[TASK INPUT]

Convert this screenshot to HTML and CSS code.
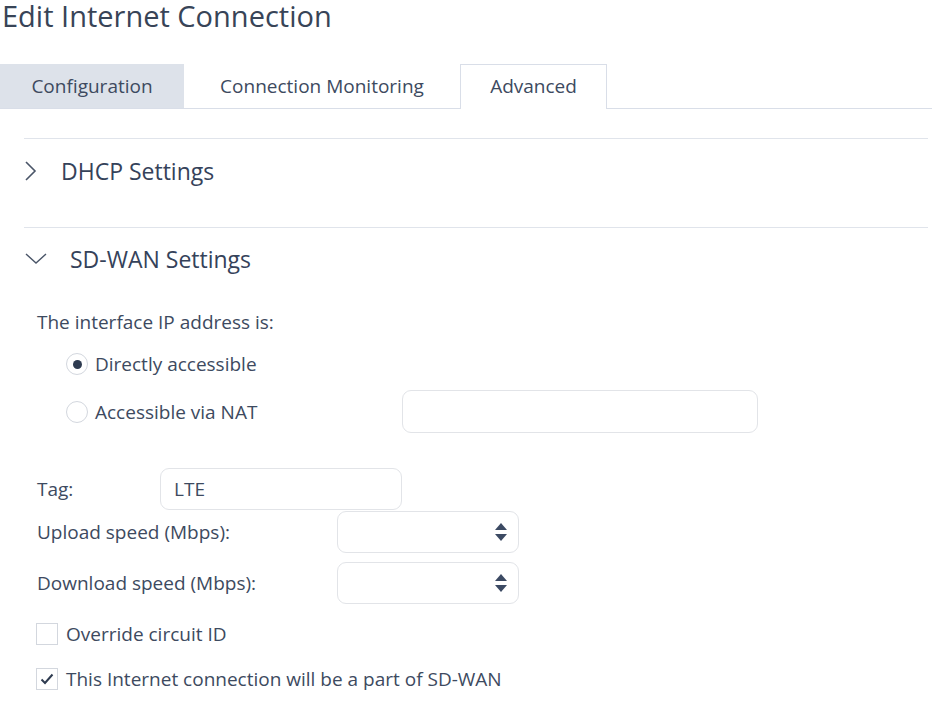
FILE: index.html
```html
<!doctype html>
<html>
<head>
    <meta charset="utf-8">
    <title>Edit Internet Connection</title>
    <link rel="stylesheet" href="styles.css">
</head>
<body>
<h1 class="title">Edit Internet Connection</h1>

<ul class="tabs">
    <li class="tab tab-config">Configuration</li>
    <li class="tab tab-monitor">Connection Monitoring</li>
    <li class="tab tab-adv active">Advanced</li>
</ul>

<div class="panel">
    <div class="section">
        <div class="sec-head sec-dhcp">
            <svg class="chev-right" width="14" height="22" viewBox="0 0 14 22">
                <path d="M2 2 L11 11 L2 20" fill="none" stroke="#4a5568" stroke-width="1.6"/>
            </svg>
            <span class="sec-title">DHCP Settings</span>
        </div>
    </div>

    <div class="section">
        <div class="sec-head sec-sdwan">
            <svg class="chev-down" width="22" height="14" viewBox="0 0 22 14">
                <path d="M1 2 L11 11 L21 2" fill="none" stroke="#4a5568" stroke-width="1.4"/>
            </svg>
            <span class="sec-title">SD-WAN Settings</span>
        </div>

        <div class="sec-body">
            <div class="row row-intro">The interface IP address is:</div>

            <div class="row row-radio1">
                <span class="radio checked"></span>
                <span>Directly accessible</span>
            </div>

            <div class="row row-radio2">
                <div class="radio-opt">
                    <span class="radio"></span>
                    <span>Accessible via NAT</span>
                </div>
                <div class="input nat-input"></div>
            </div>

            <div class="row row-tag">
                <span class="lbl lbl-tag">Tag:</span>
                <div class="input tag-input">LTE</div>
            </div>

            <div class="row row-up">
                <span class="lbl lbl-speed">Upload speed (Mbps):</span>
                <div class="input spin-input">
                    <svg class="spin" width="14" height="20" viewBox="0 0 14 20">
                        <path d="M7 1 L13 8 L1 8 Z" fill="#3c4a63"/>
                        <path d="M1 12 L13 12 L7 19 Z" fill="#3c4a63"/>
                    </svg>
                </div>
            </div>

            <div class="row row-down">
                <span class="lbl lbl-speed">Download speed (Mbps):</span>
                <div class="input spin-input">
                    <svg class="spin" width="14" height="20" viewBox="0 0 14 20">
                        <path d="M7 1 L13 8 L1 8 Z" fill="#3c4a63"/>
                        <path d="M1 12 L13 12 L7 19 Z" fill="#3c4a63"/>
                    </svg>
                </div>
            </div>

            <div class="row row-cb1">
                <span class="checkbox"></span>
                <span>Override circuit ID</span>
            </div>

            <div class="row row-cb2">
                <span class="checkbox">
                    <svg width="14" height="12" viewBox="0 0 14 12">
                        <path d="M1.5 6.5 L5 10 L12.5 1.5" fill="none" stroke="#2e3b50" stroke-width="2"/>
                    </svg>
                </span>
                <span>This Internet connection will be a part of SD-WAN</span>
            </div>
        </div>
    </div>
</div>
</body>
</html>
```

FILE: styles.css
```css
*{
    margin:0;
    padding:0;
    list-style:none;
    box-sizing:border-box;
}
body{
    font-family:"Open Sans", "Liberation Sans", sans-serif;
    color:#3d4a60;
    background:#fff;
    width:932px;
}

.title{
    font-size:29px;
    font-weight:400;
    line-height:32px;
    height:32px;
    padding-left:2px;
    color:#384457;
}

/* tabs */
.tabs{
    display:flex;
    margin-top:32px;
    height:45px;
    border-bottom:1px solid #d9dee8;
}
.tab{
    height:44px;
    line-height:44px;
    text-align:center;
    font-size:19px;
    color:#3d4a60;
}
.tab-config{
    width:184px;
    background:#dde2ea;
}
.tab-monitor{
    width:276px;
}
.tab-adv{
    width:147px;
    height:45px;
    border:1px solid #d9dee8;
    border-bottom:none;
    background:#fff;
    line-height:43px;
}

/* sections */
.panel{
    padding:29px 4px 0 24px;
}
.section{
    border-top:1px solid #e0e4eb;
}
.sec-head{
    display:flex;
    align-items:center;
}
.sec-dhcp{
    height:88px;
    padding-bottom:24px;
}
.sec-sdwan{
    height:62px;
}
.sec-title{
    font-size:23px;
    color:#35425a;
}
.chev-right{
    margin-right:23px;
}
.chev-down{
    margin-left:1px;
    margin-right:23px;
}

.sec-body{
    padding-left:13px;
    font-size:19px;
}
.row{
    display:flex;
    align-items:center;
}
.row-intro{
    height:30px;
    margin-top:17px;
}
.row-radio1{
    height:42px;
    margin-top:6px;
    padding-left:29px;
}
.row-radio2{
    height:43px;
    margin-top:5px;
    padding-left:29px;
}
.radio-opt{
    display:flex;
    align-items:center;
    width:336px;
}
.radio{
    width:22px;
    height:22px;
    border:1px solid #d3d7de;
    border-radius:50%;
    margin-right:7px;
    display:flex;
    align-items:center;
    justify-content:center;
    background:#fff;
}
.radio.checked::after{
    content:"";
    width:9px;
    height:9px;
    border-radius:50%;
    background:#2e3b50;
}

.input{
    height:43px;
    border:1px solid #e2e4e8;
    border-radius:9px;
    background:#fff;
}
.nat-input{
    width:356px;
}
.row-tag{
    height:42px;
    margin-top:35px;
}
.lbl-tag{
    width:123px;
}
.tag-input{
    width:242px;
    height:42px;
    padding-left:13px;
    line-height:40px;
}
.row-up{
    height:42px;
    margin-top:1px;
}
.row-down{
    height:42px;
    margin-top:9px;
}
.lbl-speed{
    width:300px;
}
.spin-input{
    width:182px;
    height:42px;
    display:flex;
    align-items:center;
    justify-content:flex-end;
    padding-right:10px;
}

.row-cb1{
    height:30px;
    margin-top:15px;
}
.row-cb2{
    height:30px;
    margin-top:15px;
}
.checkbox{
    width:22px;
    height:22px;
    border:1px solid #d3d7de;
    margin-left:-1px;
    margin-right:8px;
    display:flex;
    align-items:center;
    justify-content:center;
}
```
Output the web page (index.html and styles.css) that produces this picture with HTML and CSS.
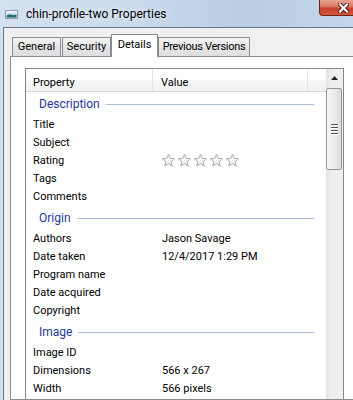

[WHAT YOU WILL DO]
Repeat the data exactly, dropping every picture it holds.

[RESPONSE TO THIS EXERCISE]
Convert this screenshot to HTML and CSS code.
FILE: index.html
```html
<!doctype html>
<html>
<head>
    <meta charset="utf-8">
    <title>Edit Internet Connection</title>
    <link rel="stylesheet" href="styles.css">
</head>
<body>
<h1 class="title">Edit Internet Connection</h1>

<ul class="tabs">
    <li class="tab tab-config">Configuration</li>
    <li class="tab tab-monitor">Connection Monitoring</li>
    <li class="tab tab-adv active">Advanced</li>
</ul>

<div class="panel">
    <div class="section">
        <div class="sec-head sec-dhcp">
            <svg class="chev-right" width="14" height="22" viewBox="0 0 14 22">
                <path d="M2 2 L11 11 L2 20" fill="none" stroke="#4a5568" stroke-width="1.6"/>
            </svg>
            <span class="sec-title">DHCP Settings</span>
        </div>
    </div>

    <div class="section">
        <div class="sec-head sec-sdwan">
            <svg class="chev-down" width="22" height="14" viewBox="0 0 22 14">
                <path d="M1 2 L11 11 L21 2" fill="none" stroke="#4a5568" stroke-width="1.4"/>
            </svg>
            <span class="sec-title">SD-WAN Settings</span>
        </div>

        <div class="sec-body">
            <div class="row row-intro">The interface IP address is:</div>

            <div class="row row-radio1">
                <span class="radio checked"></span>
                <span>Directly accessible</span>
            </div>

            <div class="row row-radio2">
                <div class="radio-opt">
                    <span class="radio"></span>
                    <span>Accessible via NAT</span>
                </div>
                <div class="input nat-input"></div>
            </div>

            <div class="row row-tag">
                <span class="lbl lbl-tag">Tag:</span>
                <div class="input tag-input">LTE</div>
            </div>

            <div class="row row-up">
                <span class="lbl lbl-speed">Upload speed (Mbps):</span>
                <div class="input spin-input">
                    <svg class="spin" width="14" height="20" viewBox="0 0 14 20">
                        <path d="M7 1 L13 8 L1 8 Z" fill="#3c4a63"/>
                        <path d="M1 12 L13 12 L7 19 Z" fill="#3c4a63"/>
                    </svg>
                </div>
            </div>

            <div class="row row-down">
                <span class="lbl lbl-speed">Download speed (Mbps):</span>
                <div class="input spin-input">
                    <svg class="spin" width="14" height="20" viewBox="0 0 14 20">
                        <path d="M7 1 L13 8 L1 8 Z" fill="#3c4a63"/>
                        <path d="M1 12 L13 12 L7 19 Z" fill="#3c4a63"/>
                    </svg>
                </div>
            </div>

            <div class="row row-cb1">
                <span class="checkbox"></span>
                <span>Override circuit ID</span>
            </div>

            <div class="row row-cb2">
                <span class="checkbox">
                    <svg width="14" height="12" viewBox="0 0 14 12">
                        <path d="M1.5 6.5 L5 10 L12.5 1.5" fill="none" stroke="#2e3b50" stroke-width="2"/>
                    </svg>
                </span>
                <span>This Internet connection will be a part of SD-WAN</span>
            </div>
        </div>
    </div>
</div>
</body>
</html>
```

FILE: styles.css
```css
*{
    margin:0;
    padding:0;
    list-style:none;
    box-sizing:border-box;
}
body{
    font-family:"Open Sans", "Liberation Sans", sans-serif;
    color:#3d4a60;
    background:#fff;
    width:932px;
}

.title{
    font-size:29px;
    font-weight:400;
    line-height:32px;
    height:32px;
    padding-left:2px;
    color:#384457;
}

/* tabs */
.tabs{
    display:flex;
    margin-top:32px;
    height:45px;
    border-bottom:1px solid #d9dee8;
}
.tab{
    height:44px;
    line-height:44px;
    text-align:center;
    font-size:19px;
    color:#3d4a60;
}
.tab-config{
    width:184px;
    background:#dde2ea;
}
.tab-monitor{
    width:276px;
}
.tab-adv{
    width:147px;
    height:45px;
    border:1px solid #d9dee8;
    border-bottom:none;
    background:#fff;
    line-height:43px;
}

/* sections */
.panel{
    padding:29px 4px 0 24px;
}
.section{
    border-top:1px solid #e0e4eb;
}
.sec-head{
    display:flex;
    align-items:center;
}
.sec-dhcp{
    height:88px;
    padding-bottom:24px;
}
.sec-sdwan{
    height:62px;
}
.sec-title{
    font-size:23px;
    color:#35425a;
}
.chev-right{
    margin-right:23px;
}
.chev-down{
    margin-left:1px;
    margin-right:23px;
}

.sec-body{
    padding-left:13px;
    font-size:19px;
}
.row{
    display:flex;
    align-items:center;
}
.row-intro{
    height:30px;
    margin-top:17px;
}
.row-radio1{
    height:42px;
    margin-top:6px;
    padding-left:29px;
}
.row-radio2{
    height:43px;
    margin-top:5px;
    padding-left:29px;
}
.radio-opt{
    display:flex;
    align-items:center;
    width:336px;
}
.radio{
    width:22px;
    height:22px;
    border:1px solid #d3d7de;
    border-radius:50%;
    margin-right:7px;
    display:flex;
    align-items:center;
    justify-content:center;
    background:#fff;
}
.radio.checked::after{
    content:"";
    width:9px;
    height:9px;
    border-radius:50%;
    background:#2e3b50;
}

.input{
    height:43px;
    border:1px solid #e2e4e8;
    border-radius:9px;
    background:#fff;
}
.nat-input{
    width:356px;
}
.row-tag{
    height:42px;
    margin-top:35px;
}
.lbl-tag{
    width:123px;
}
.tag-input{
    width:242px;
    height:42px;
    padding-left:13px;
    line-height:40px;
}
.row-up{
    height:42px;
    margin-top:1px;
}
.row-down{
    height:42px;
    margin-top:9px;
}
.lbl-speed{
    width:300px;
}
.spin-input{
    width:182px;
    height:42px;
    display:flex;
    align-items:center;
    justify-content:flex-end;
    padding-right:10px;
}

.row-cb1{
    height:30px;
    margin-top:15px;
}
.row-cb2{
    height:30px;
    margin-top:15px;
}
.checkbox{
    width:22px;
    height:22px;
    border:1px solid #d3d7de;
    margin-left:-1px;
    margin-right:8px;
    display:flex;
    align-items:center;
    justify-content:center;
}
```
Output the web page (index.html and styles.css) that produces this picture with HTML and CSS.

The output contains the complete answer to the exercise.